Beware Summary Statistics
Last night I asked Tumblr two questions that had been bothering me for a while and got some pretty good answers.
I.
First, consider the following paragraph from JRank:
Terrie Moffitt and colleagues studied 4,552 Danish men born at the end of World War II. They examined intelligence test scores collected by the Danish army (for screening potential draftees) and criminal records drawn from the Danish National Police Register. The men who committed two or more criminal offenses by age twenty had IQ scores on average a full standard deviation below nonoffenders, and IQ and criminal offenses were significantly and negatively correlated at r = -.19.
Repeat offenders are a 15 IQ points – an entire standard deviation – below the rest of the population. This matches common sense, which suggests that serial criminals are not the brightest members of society. It sounds from this like IQ is a very important predictor of crime.

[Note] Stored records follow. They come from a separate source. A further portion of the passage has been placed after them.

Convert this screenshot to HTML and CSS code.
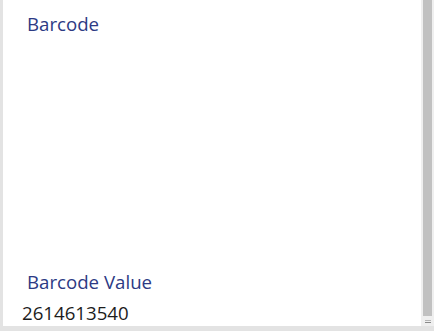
FILE: index.html
```html
<!DOCTYPE html>
<html>
<head>
<meta charset="utf-8">
<link rel="stylesheet" href="styles.css">
</head>
<body>
<div class="frame">
  <div class="panel">
    <div class="content">
      <div class="label title">Barcode</div>
      <div class="spacer"></div>
      <div class="label">Barcode Value</div>
      <div class="value">2614613540</div>
    </div>
    <div class="scrollbar">
      <div class="thumb"></div>
      <div class="arrow"></div>
    </div>
  </div>
</div>
</body>
</html>
```
FILE: styles.css
```css
html, body { margin: 0; padding: 0; }
body { width: 434px; height: 331px; overflow: hidden; background: #e6e6e6; font-family: "Open Sans", sans-serif; }
.frame { width: 434px; height: 331px; box-sizing: border-box; padding: 0 0 5px 3px; background: #e3e3e3; }
.panel { display: flex; height: 100%; background: #fff; }
.content { flex: 1; display: flex; flex-direction: column; padding: 12px 0 0 0; }
.label { color: #2c3a84; font-size: 18.67px; line-height: 24px; padding-left: 24px; }
.spacer { flex: 1; }
.value { color: #1c1c1c; font-size: 18.67px; line-height: 24px; padding-left: 19px; margin: 7px 0 1px 0; }
.scrollbar { width: 13px; background: #efefef; display: flex; flex-direction: column; align-items: center; }
.thumb { width: 9px; height: 316px; background: #c1c1c1; }
.arrow { margin-top: 4px; width: 6px; height: 1px; border-top: 1px solid #b5b5b5; border-bottom: 1px solid #8a8a8a; }
```
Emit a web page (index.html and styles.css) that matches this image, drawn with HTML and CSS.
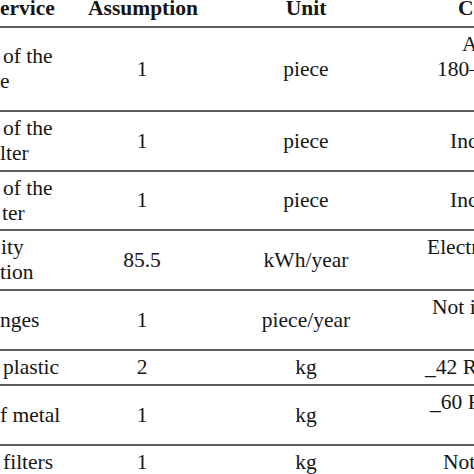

But r = – 0.19 suggests that only about 3.6% of variance in crime is predicted by IQ. 3.6% is nothing. It sounds from this like IQ barely matters at all in predicting crime.
This isn’t a matter of conflicting studies: these are two ways of describing the same data. What gives?
The best answer I got was from pappubahry2, who posted the following made-up graph:
Here all crime is committed by low IQ individuals, but the correlation between IQ and crime is still very low, r = 0.16. The reason is simple: very few people, including very few low-IQ people, commit crimes. r is kind of a mishmash of p(low IQ|criminal) and p(criminal|low IQ), and the latter may be very low even when all criminals are from the lower end of the spectrum.
The advice some people on Tumblr gave was to beware summary statistics. “IQ only predicts 3.6% of variance in crime” makes it sound like IQ is nearly irrelevant to criminality, but in fact it’s perfectly consistant with IQ being a very strong predictive factor.
II.
So I pressed my luck with the following question:
I’m not sure why everyone’s income on this graph is so much higher than average US per capita of $30,000ish, or even average white male income of $31,000ish. I think it might be the ‘age 40 to 50’ specifier.
This graph suggests IQ is an important determinant of income. But most studies say the correlation between IQ and income is at most 0.4 or so, or 16% of the variance, suggesting it’s a very minor determinant of income. Most people are earning an income, so the too-few-criminals explanation from above doesn’t apply. Again, what gives?
The best answer I got for this one was from su3su2u1, who pointed out that there was probably very high variance within the individual deciles. Pappubahry made some more graphs to demonstrate:


I understand this one intellectually, but I still haven’t gotten my head around it. Regardless of the amount of variance, going from a category where I can expect to make on average $40,000 to a category where I could expect to make on average $160,000 seems like a pretty big deal, and describing it as “only predicting 16% of the variation” seems patently unfair.
I guess the moral is the same as the moral in the first situation: beware summary statistics. Based on the way you explain things, you can use different summary statistics to make things look very important or not important at all. And as a bunch of people recommended to me: when in doubt, demand to see the scatter plot.